For the studio version, keyboardist Gregg Rolie originally used a Mellotron. Since it was defective, co-producer Geoff Workman decided to fix the sound by doubling it with Rolie's regular organ in the final mixing, thus creating the unique sounding background support for the song. This song is in the key of G major.

==Reception==
Cash Box said that Journey has "tightened up the rhythm section" and that this song is paced by "short, smart drum shots and quick, choppy guitar licks." Record World said that it has "a soaring hook and guitar break."

==Music video==
The music video was directed by Kim Paul Friedman and premiered in March 1980. It opens with a man standing in front of a jukebox, his face unseen by the camera. He scrolls his finger up a list of songs and stops at "Any Way You Want It". He then reaches into his pocket and pulls out a coin which he inserts into the jukebox. He then selects the song and we see a record being flipped over and beginning to spin. This dissolves into a shot of a studio tape spinning which leads to the group performing the song in the studio. The band's performance comprises most of the video until the song ends. At this point the man at the jukebox is revealed to actually be lead singer Steve Perry who turns and smiles at the camera. Another video exists which is a live performance during the Departure Tour.
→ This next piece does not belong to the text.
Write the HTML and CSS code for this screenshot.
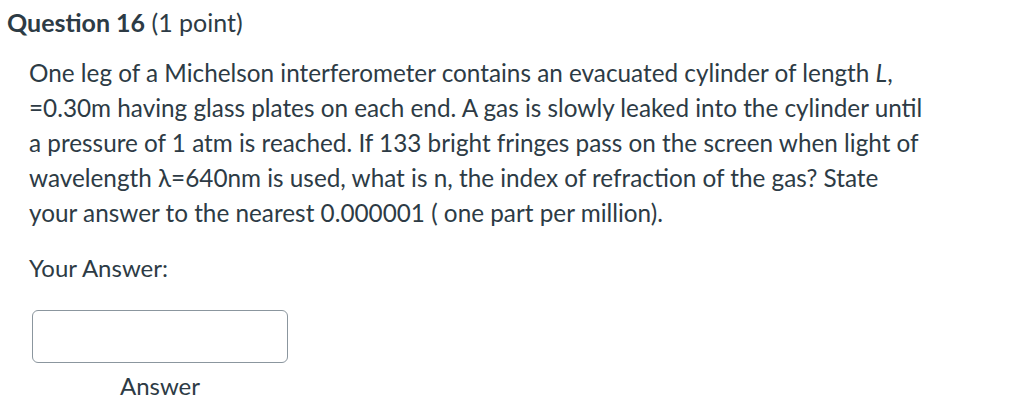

Both videos were omitted from the band's Greatest Hits 1978–1997 DVD in favor of another live version of the song from the Escape Tour.

==Personnel==
- Departure
- Steve Perry – lead vocals
- Neal Schon – guitars, backing vocals
- Gregg Rolie – Mellotron, organ, backing vocals
- Ross Valory – bass guitar, backing vocals
- Steve Smith – drums

- Revelation
- Neal Schon – guitars, backing vocals
- Jonathan Cain – keyboards, backing vocals
- Ross Valory – bass guitar, backing vocals
- Deen Castronovo – drums, backing vocals
- Arnel Pineda – lead vocals

==Charts==

| Chart (1980–1981) | Peak position |
|---|---|
| Canada Top Singles (RPM) | 50 |
| US Billboard Hot 100 | 23 |
| Chart (2010) | Peak position |
| UK Singles (Official Charts Company) | 161 |

==Certifications==

| Region | Certification | Certified units/sales |
| New Zealand (RMNZ) | Platinum | 30,000^{‡} |
| United Kingdom (BPI) | Gold | 400,000^{‡} |
| United States (RIAA) | 4× Platinum | 4,000,000^{‡} |
^{‡} Sales+streaming figures based on certification alone.

==See also==

- 1980 in music
- Hard rock music
- Journey discography
- List of songs in Glee (Season One)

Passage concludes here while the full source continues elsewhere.